I Built a Multiplayer Game Yesterday. I Wrote Zero Code

AI is no longer just a tool — it's becoming the worker. And that should make you stop and actually think. Not the celebratory kind of thinking you see on LinkedIn. The uncomfortable kind.
What Happened in Two Hours
Yesterday I built a multiplayer online Tetris game. Start to finish. Live on the internet, with a real domain, a running server, real players connecting to it.
I wrote zero lines of code. I didn't name the product. I didn't pick the server. Didn't register the domain. My team of AI agents did every single one of those things. They found a name — DropDuel.com — registered it, spun up the infrastructure, built the game, deployed it.
Two hours. Done.
I made coffee while it happened.
I Didn't Direct. I Watched.
Here's what most people get wrong about AI right now: they think of it as a tool. You pick it up, you use it, you put it down. You stay in control the whole time. That's the comfortable version of this story.
That's not what happened yesterday.
I gave the AI team a goal. Not a list of instructions — a goal. Then I stepped back. The agents coordinated with each other, made decisions I didn't approve, and produced a finished, working product without me in the middle of every step. My role wasn't operator. It was closer to observer.
That's a fundamentally different thing. And I don't think most people have sat with that difference long enough.
The Honest Feeling
I'll tell you what I felt, because I think it matters more than any hot take.
First: impressed. Genuinely. What happened in those two hours was remarkable and I'm not going to pretend otherwise.
Then: something else. Something harder to name.
I'm getting lazier. I think less now. I reach for AI before I reach for my own brain — on problems I used to solve myself, with skills I spent 20 years building. Those muscles are getting called on less and less. And unlike physical muscles, I'm not sure I'd notice them atrophying until they're already gone.
This isn't a complaint. I want to be clear about that. It's an observation. And I think it deserves to be named directly instead of buried under enthusiasm about how incredible the technology is.
The Next Goal: AI as a Second Brain
I'm not trying to slow this down. I want to go further.
My next step is building AI into a genuine second brain — not just a code assistant or a writing helper, but a real sidekick. Something that handles cognition, planning, and execution at my direction. I want to stop being the person who does things and become the person who decides what gets done.
That sounds cleaner than it is. Directing well is actually harder than doing well. Most people who've tried to manage high-performing teams know this. You have to think more clearly about outcomes, not less. You have to communicate better, not worse. The workload doesn't shrink — it shifts.

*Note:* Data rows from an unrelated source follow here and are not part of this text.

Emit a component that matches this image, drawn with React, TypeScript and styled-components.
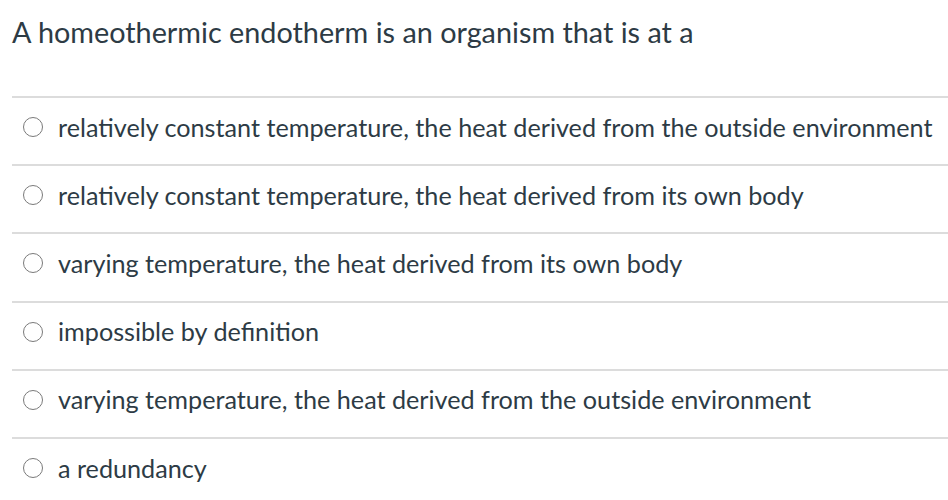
import React from 'react';
import styled, { createGlobalStyle } from 'styled-components';

const GlobalStyle = createGlobalStyle`
  html, body {
    margin: 0;
    padding: 0;
    background: #ffffff;
  }
  body {
    font-family: Lato, "Open Sans", sans-serif;
    color: #2d3b45;
  }
`;

const answers = [
  'relatively constant temperature, the heat derived from the outside environment',
  'relatively constant temperature, the heat derived from its own body',
  'varying temperature, the heat derived from its own body',
  'impossible by definition',
  'varying temperature, the heat derived from the outside environment',
  'a redundancy',
];

export default function App() {
  return (
    <>
      <GlobalStyle />
      <Question>
        <Prompt>A homeothermic endotherm is an organism that is at a</Prompt>
        <AnswerList>
          {answers.map((text) => (
            <Answer key={text}>
              <Radio type="radio" name="answer" />
              <AnswerText>{text}</AnswerText>
            </Answer>
          ))}
        </AnswerList>
      </Question>
    </>
  );
}

const Question = styled.div`
  padding: 0 0 0 12px;
  height: 500px;
  overflow: hidden;
`;

const Prompt = styled.h1`
  margin: 0;
  padding: 15px 0 0 0;
  font-size: 28.8px;
  font-weight: 400;
  line-height: 35px;
  height: 81px;
`;

const AnswerList = styled.div`
  display: flex;
  flex-direction: column;
`;

const Answer = styled.label`
  display: flex;
  align-items: center;
  height: 57.2px;
  border-top: 2px solid #dcdcdc;
  padding: 0 0 9px 11px;
`;

const Radio = styled.input`
  appearance: none;
  width: 20px;
  height: 20px;
  margin: 1px 15px 0 0;
  border: 1.5px solid #7a7a7a;
  border-radius: 50%;
  background: #fff;
  box-sizing: border-box;
  flex-shrink: 0;
`;

const AnswerText = styled.span`
  font-size: 25.2px;
  line-height: 30px;
  white-space: nowrap;
`;
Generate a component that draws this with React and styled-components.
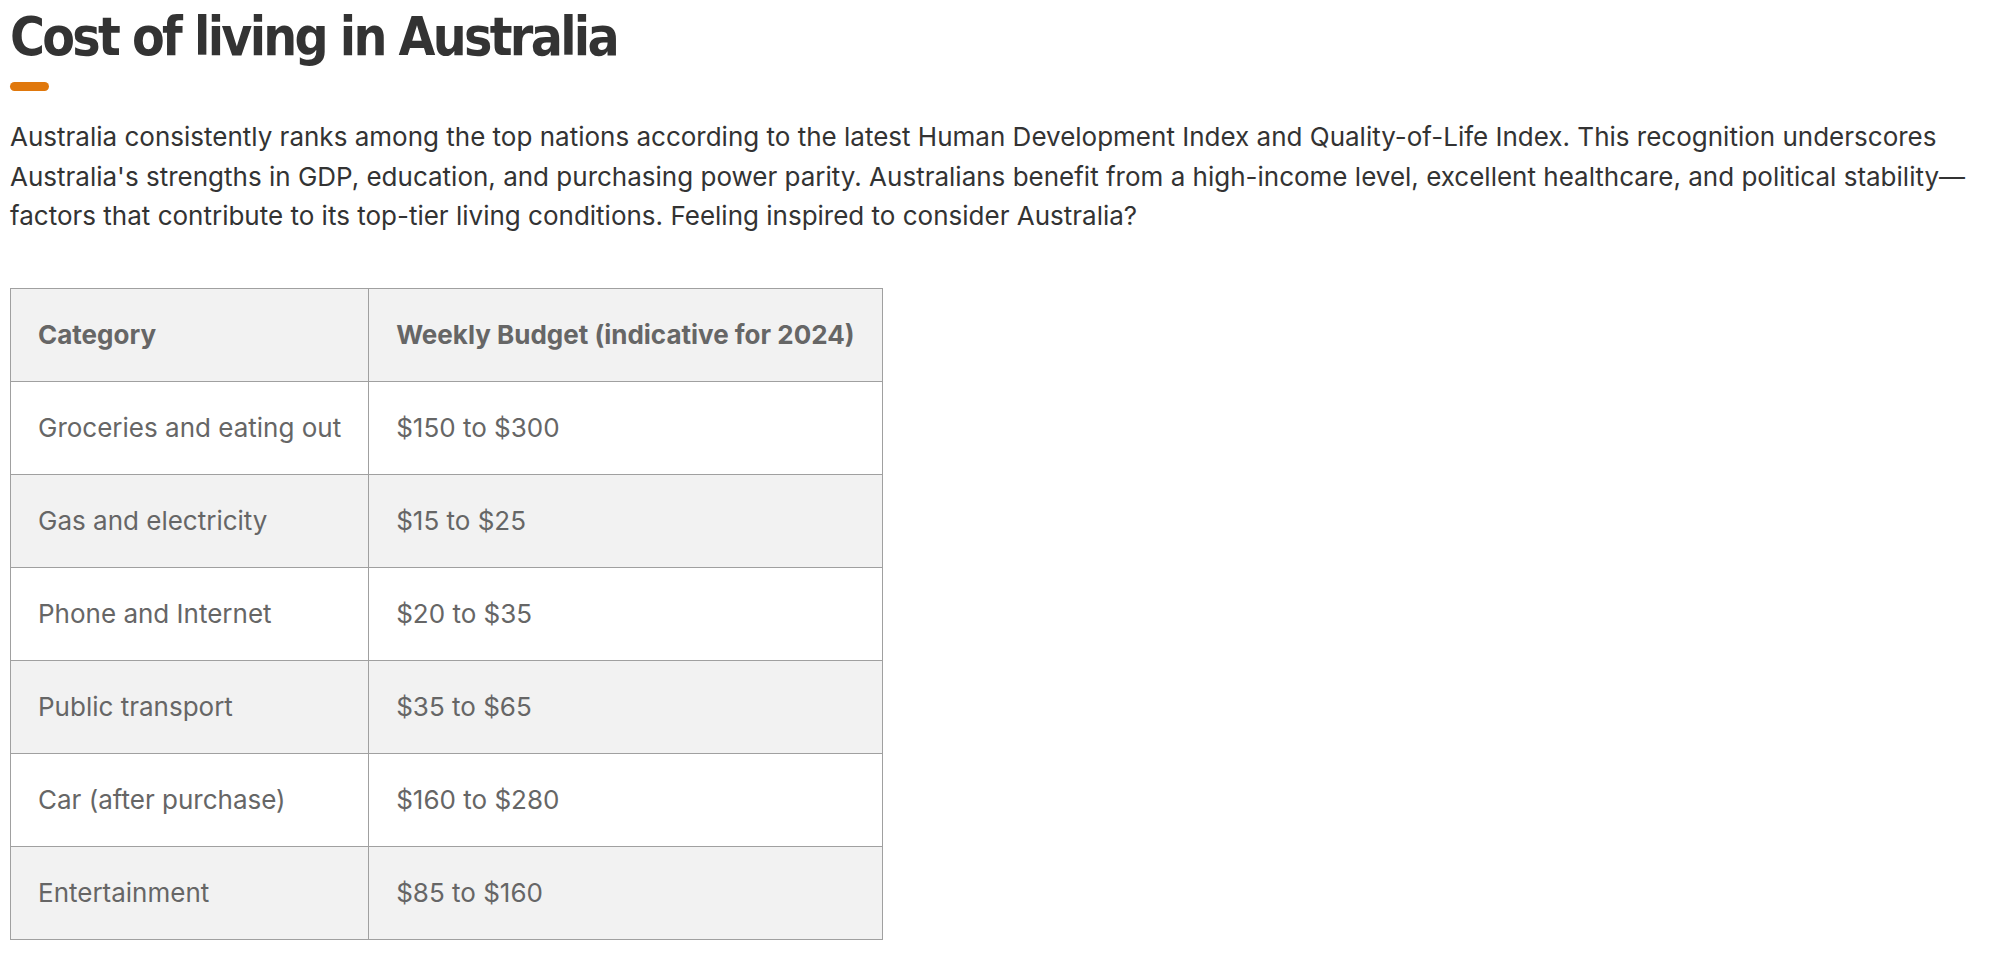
import React from "react";
import styled, { createGlobalStyle } from "styled-components";

const GlobalStyle = createGlobalStyle`
  body {
    margin: 0;
    background: #fff;
    font-family: Inter, "Noto Sans", sans-serif;
  }
`;

const Page = styled.main`
  padding: 0 10px;
`;

const Title = styled.h1`
  margin: 0;
  padding-top: 6px;
  font-family: "DejaVu Sans Condensed", "DejaVu Sans", sans-serif;
  font-weight: 700;
  font-size: 53px;
  line-height: 62px;
  letter-spacing: -2.7px;
  color: #333;
`;

const Accent = styled.span`
  display: block;
  width: 39px;
  height: 9px;
  margin-top: 14px;
  border-radius: 5px;
  background: #e0780c;
`;

const Intro = styled.p`
  margin: 26px 0 0;
  font-size: 26px;
  line-height: 39.5px;
  color: #333;
`;

const Table = styled.table`
  margin-top: 52px;
  border-collapse: collapse;
  font-size: 26px;
  line-height: 38px;
  color: #666;
`;

const Row = styled.tr`
  background: ${(p) => (p.$shade ? "#f2f2f2" : "#fff")};
`;

const HeadCell = styled.th`
  padding: 27px;
  border: 1.5px solid #a0a0a0;
  text-align: left;
  font-weight: 700;
`;

const Cell = styled.td`
  padding: 27px;
  border: 1.5px solid #a0a0a0;
`;

const rows = [
  ["Groceries and eating out", "$150 to $300"],
  ["Gas and electricity", "$15 to $25"],
  ["Phone and Internet", "$20 to $35"],
  ["Public transport", "$35 to $65"],
  ["Car (after purchase)", "$160 to $280"],
  ["Entertainment", "$85 to $160"],
];

export default function App() {
  return (
    <Page>
      <GlobalStyle />
      <Title>Cost of living in Australia</Title>
      <Accent />
      <Intro>
        Australia consistently ranks among the top nations according to the
        latest Human Development Index and Quality-of-Life Index. This
        recognition underscores Australia's strengths in GDP, education, and
        purchasing power parity. Australians benefit from a high-income level,
        excellent healthcare, and political stability—factors that contribute
        to its top-tier living conditions. Feeling inspired to consider
        Australia?
      </Intro>
      <Table>
        <thead>
          <Row $shade>
            <HeadCell>Category</HeadCell>
            <HeadCell>Weekly Budget (indicative for 2024)</HeadCell>
          </Row>
        </thead>
        <tbody>
          {rows.map(([cat, budget], i) => (
            <Row key={cat} $shade={i % 2 === 1}>
              <Cell>{cat}</Cell>
              <Cell>{budget}</Cell>
            </Row>
          ))}
        </tbody>
      </Table>
    </Page>
  );
}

I'm not entirely sure I'm ready for that shift. But I'm paying attention to it.
The Real Goal: Replacing Myself
The end state I'm working toward — and I say this without drama — is replacing myself in my own business.

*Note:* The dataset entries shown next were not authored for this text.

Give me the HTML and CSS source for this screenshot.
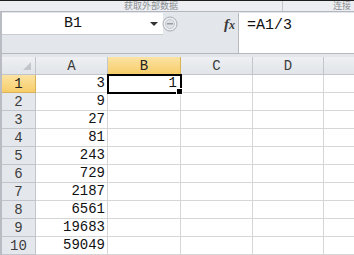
FILE: index.html
```html
<!DOCTYPE html>
<html lang="zh-CN">
<head>
    <meta charset="UTF-8">
    <title>Book1</title>
    <link rel="stylesheet" href="styles.css">
</head>
<body>
    <div class="window">
        <!-- bottom of the ribbon, group labels -->
        <div class="ribbon">
            <span class="group-label">获取外部数据</span>
            <span class="group-sep"></span>
            <span class="group-label right">连接</span>
        </div>

        <!-- name box + formula bar -->
        <div class="formula-bar">
            <div class="name-area">
                <div class="name-row">
                    <div class="name-box">
                        <span class="cell-ref">B1</span>
                        <span class="drop-arrow"></span>
                    </div>
                    <svg class="round-btn" width="16" height="18" viewBox="0 0 16 18">
                        <circle cx="8" cy="9" r="7" fill="#eef0f2" stroke="#a9adb3"/>
                        <circle cx="8" cy="9" r="4.5" fill="#dfe2e6" stroke="#c4c7cc"/>
                        <rect x="5" y="8" width="6" height="1.5" fill="#9a9ea4"/>
                    </svg>
                    <span class="fx">f<span class="fx-x">x</span></span>
                </div>
            </div>
            <div class="formula">=A1/3</div>
        </div>

        <div class="bar-gap"></div>

        <!-- worksheet -->
        <div class="sheet">
            <div class="hd corner"><span class="corner-mark"></span></div>
            <div class="hd col">A</div>
            <div class="hd col active">B</div>
            <div class="hd col">C</div>
            <div class="hd col">D</div>
            <div class="hd col"></div>

            <div class="hd row active">1</div>
            <div class="cell num">3</div>
            <div class="cell num selected">1<span class="fill-handle"></span></div>
            <div class="cell"></div><div class="cell"></div><div class="cell"></div>

            <div class="hd row">2</div>
            <div class="cell num">9</div>
            <div class="cell"></div><div class="cell"></div><div class="cell"></div><div class="cell"></div>

            <div class="hd row">3</div>
            <div class="cell num">27</div>
            <div class="cell"></div><div class="cell"></div><div class="cell"></div><div class="cell"></div>

            <div class="hd row">4</div>
            <div class="cell num">81</div>
            <div class="cell"></div><div class="cell"></div><div class="cell"></div><div class="cell"></div>

            <div class="hd row">5</div>
            <div class="cell num">243</div>
            <div class="cell"></div><div class="cell"></div><div class="cell"></div><div class="cell"></div>

            <div class="hd row">6</div>
            <div class="cell num">729</div>
            <div class="cell"></div><div class="cell"></div><div class="cell"></div><div class="cell"></div>

            <div class="hd row">7</div>
            <div class="cell num">2187</div>
            <div class="cell"></div><div class="cell"></div><div class="cell"></div><div class="cell"></div>

            <div class="hd row">8</div>
            <div class="cell num">6561</div>
            <div class="cell"></div><div class="cell"></div><div class="cell"></div><div class="cell"></div>

            <div class="hd row">9</div>
            <div class="cell num">19683</div>
            <div class="cell"></div><div class="cell"></div><div class="cell"></div><div class="cell"></div>

            <div class="hd row">10</div>
            <div class="cell num">59049</div>
            <div class="cell"></div><div class="cell"></div><div class="cell"></div><div class="cell"></div>
        </div>
    </div>
</body>
</html>
```

FILE: styles.css
```css
body {
    margin: 0;
    padding: 0;
    background-color: #fff;
    font-family: "Liberation Mono", "Noto Sans CJK SC", monospace;
}

.window {
    width: 354px;
    height: 255px;
    overflow: hidden;
}

/* ribbon strip */
.ribbon {
    display: flex;
    align-items: center;
    height: 10px;
    border-top: 1px solid #1e1e1e;
    border-bottom: 1px solid #b4b8be;
    background-color: #eceef1;
    overflow: hidden;
}

.group-label {
    width: 178px;
    font-family: "Noto Sans CJK SC", sans-serif;
    font-size: 9px;
    line-height: 10px;
    color: #8a8d92;
    text-align: right;
}

.group-label.right {
    width: auto;
    margin-left: 50px;
}

.group-sep {
    width: 1px;
    height: 10px;
    margin-left: 104px;
    background-color: #c3c6cb;
}

/* formula bar */
.formula-bar {
    display: flex;
    height: 41px;
    border-left: 2px solid #b9bdc3;
    border-bottom: 1px solid #b4b8be;
    background-color: #e3e6ea;
}

.name-area {
    width: 236px;
    padding-top: 1px;
}

.name-row {
    display: flex;
    align-items: center;
    height: 22px;
}

.name-box {
    display: flex;
    align-items: center;
    width: 161px;
    height: 22px;
    background-color: #fff;
    border-bottom: 1px solid #c9ccd1;
    box-sizing: border-box;
}

.cell-ref {
    width: 142px;
    text-align: center;
    font-size: 15px;
    color: #111;
}

.drop-arrow {
    width: 0;
    height: 0;
    margin-left: 6px;
    border-left: 4px solid transparent;
    border-right: 4px solid transparent;
    border-top: 4px solid #333;
}

.round-btn {
    margin-left: -1px;
}

.fx {
    margin-left: 46px;
    font-family: "Liberation Serif", serif;
    font-style: italic;
    font-weight: bold;
    font-size: 15px;
    color: #3a3a3a;
}

.fx-x {
    font-size: 12px;
}

.formula {
    flex: 1;
    margin-top: 1px;
    padding: 4px 0 0 8px;
    background-color: #fff;
    border-left: 1px solid #b7bbc1;
    font-size: 15px;
    color: #111;
}

.bar-gap {
    height: 3px;
    border-left: 2px solid #b9bdc3;
    background-color: #e3e6ea;
}

/* worksheet grid */
.sheet {
    display: grid;
    grid-template-columns: 34px 72px 73px 72px 71px 32px;
    grid-template-rows: 18px;
    grid-auto-rows: 18px;
    border-left: 2px solid #b9bdc3;
    font-size: 14px;
}

.hd {
    display: flex;
    align-items: center;
    justify-content: center;
    box-sizing: border-box;
    border-right: 1px solid #c2c6cc;
    border-bottom: 1px solid #c2c6cc;
    background: linear-gradient(#eef0f3, #e1e4e8);
    color: #3d3d3d;
    font-size: 14px;
}

.hd.row {
    background: #e4e7eb;
}

.hd.active {
    background: linear-gradient(#fbe3a2, #f7cd6a);
    border-color: #d9b35a;
    color: #222;
}

.corner {
    position: relative;
}

.corner-mark {
    position: absolute;
    right: 4px;
    bottom: 4px;
    width: 0;
    height: 0;
    border-left: 8px solid transparent;
    border-bottom: 8px solid #c3c7cc;
}

.cell {
    box-sizing: border-box;
    border-right: 1px solid #d6d6d6;
    border-bottom: 1px solid #d6d6d6;
    line-height: 17px;
    color: #111;
}

.cell.num {
    text-align: right;
    padding-right: 2px;
}

.cell.selected {
    position: relative;
    outline: 2px solid #000;
    outline-offset: -1px;
    padding-right: 3px;
}

.fill-handle {
    position: absolute;
    right: -3px;
    bottom: -3px;
    width: 5px;
    height: 5px;
    background-color: #000;
    border: 1px solid #fff;
}
```
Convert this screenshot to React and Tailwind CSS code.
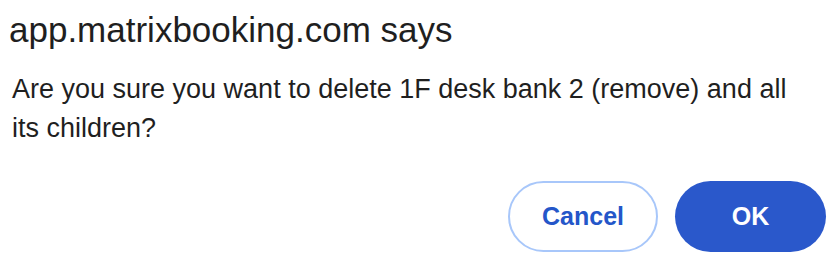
export default function App() {
  return (
    <div className="w-[835px] h-[262px] bg-white relative overflow-hidden" style={{ fontFamily: '"Liberation Sans", Arial, sans-serif' }}>
      <div className="pl-[9px] pt-[10px] text-[35px] leading-[40px] text-[#1f1f1f]">app.matrixbooking.com says</div>
      <div className="pl-[12px] pt-[20px] w-[805px] text-[27px] leading-[39px] text-[#1f1f1f]">
        Are you sure you want to delete 1F desk bank 2 (remove) and all its children?
      </div>
      <div className="absolute left-0 right-0 top-[181px] flex justify-end gap-[17px] pr-[9px]">
        <button className="w-[150px] h-[71px] rounded-full border-2 border-[#a8c7fa] bg-white text-[#2456c9] text-[25px] font-bold">Cancel</button>
        <button className="w-[151px] h-[71px] rounded-full bg-[#2a58cb] text-white text-[25px] font-bold">OK</button>
      </div>
    </div>
  );
}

Not stepping back and handing things to a human team. Replacing myself with systems and AI agents that run day-to-day operations without me in the loop for routine decisions. Free up whatever's left of my attention for the things I actually need to be present for: vision, relationships, the judgment calls that require real human context.
This isn't a future fantasy I'm describing. Yesterday showed me it's already starting.
The gap between "I need to write this code" and "I need to decide what gets built" is closing faster than I expected. I built a fully deployed multiplayer game without writing a single line. The step after that — building a business function without making a single decision — doesn't feel as far away as it did last week.
What This Actually Means
The world is changing faster than most people are willing to say out loud.
A multiplayer game. Fully deployed. From nothing. Under two hours. Zero human code. That happened yesterday afternoon at my desk — not in a research lab, not at a billion-dollar company with 200 engineers. At my desk, in Istanbul, on a Thursday.
I don't know exactly where this goes. Nobody does, honestly. But I'm fairly confident about one thing: the people who fall behind will be the ones still treating AI as a tool they occasionally reach for. The people who move forward will be the ones who learn to build systems where AI is the worker and they are the director.
That's the bet I'm making.
I just need to make sure I don't forget how to think while I'm making it.